Modelling of stochastic processes in nonlinear systems: NiPS is actively involved in studying nonlinear dynamical systems where stochastic forces are effective in driving the dynamics. One of the most famous examples of phenomena studied at NiPS is the Stochastic Resonance (SR) phenomenon.
Virgo: NiPS is part of the Virgo collaboration. The Virgo detector for gravitational waves consists mainly in a Michelson laser interferometer made of two orthogonal arms being each 3 kilometers long. Multiple reflections between mirrors located at the extremities of each arm extend the effective optical length of each arm up to 120 kilometers…
SUBTLE: The ambitious objective of this project is the introduction of a completely new class of electronic devices characterized by the following features: nanoscale physical dimensions combined with nonlinear dynamics characteristics providing noise enhanced functioning.
NANOPOWER: Nanoscale energy management is a new, exciting field that is gaining increasing importance with the realization that a new generation of micro-to-nanoscale devices aimed at sensing, processing, actuating and communication will not be possible without solving the powering issue.
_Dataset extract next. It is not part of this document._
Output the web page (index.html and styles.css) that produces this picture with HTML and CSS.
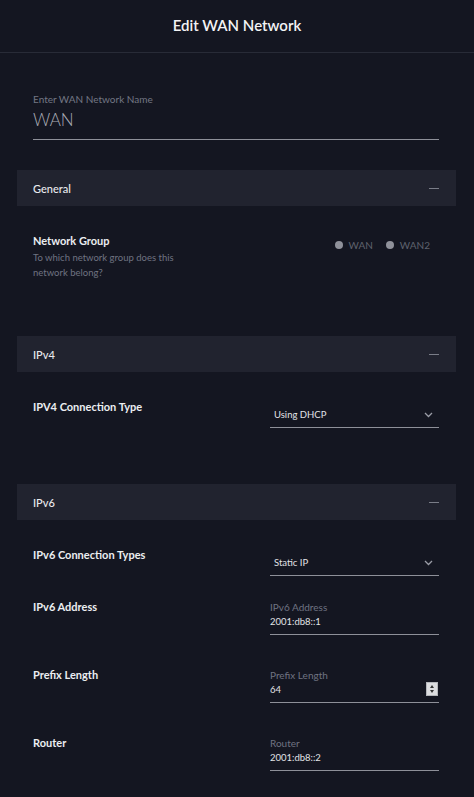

The scientific objective of this project is thus to study energy efficiency with the specific aim of identifying new directions for energy-harvesting technologies at the nanometre and molecular scale. The technological objective of the project is to integrate such technologies into autonomous nanoscale systems to allow new, low-power ICT architectures to find their way into devices.
RealVibrations: This project is part of NANOPOWER project and it is devoted to the realization of database containing digital time series and spectral representations of experimentally acquired vibration signals.
OPRECOMP: OPRECOMP aims to build an innovative, reliable foundation for computing based on transprecision analytics. Guaranteed numerical precision of each elementary step in a complex computation has been the mainstay of traditional computing systems for many years. This era, fueled by Moore’s Law and the constant exponential improvement in computing efficiency, is drawing to a close: from tiny nodes of the Internet-of-Things, to large HPC computing centers, sub-picoJoule/operation energy efficiency is essential for practical realisations. To overcome the “power wall”, a shift from traditional computing paradigms is now mandatory.
EnABLES: EnABLES provides fully funded access to key European Research Infrastructures in powering the Internet of Things (IoT). Industrial and academic researchers & integrators can now address the key challenges required to enable truly ‘invisible’, unobtrusive and self-powered (autonomous) wireless devices by having access to state-of-the art facilities and expertise at the EnABLES partner sites. This collaborative approach will help bridge the gap between capturing ‘ambient’ energy supply from energy harvesting sources (EH), integrating new devices for energy storage (ES) and developing micro-power management (MPM) solutions for miniaturised system operation.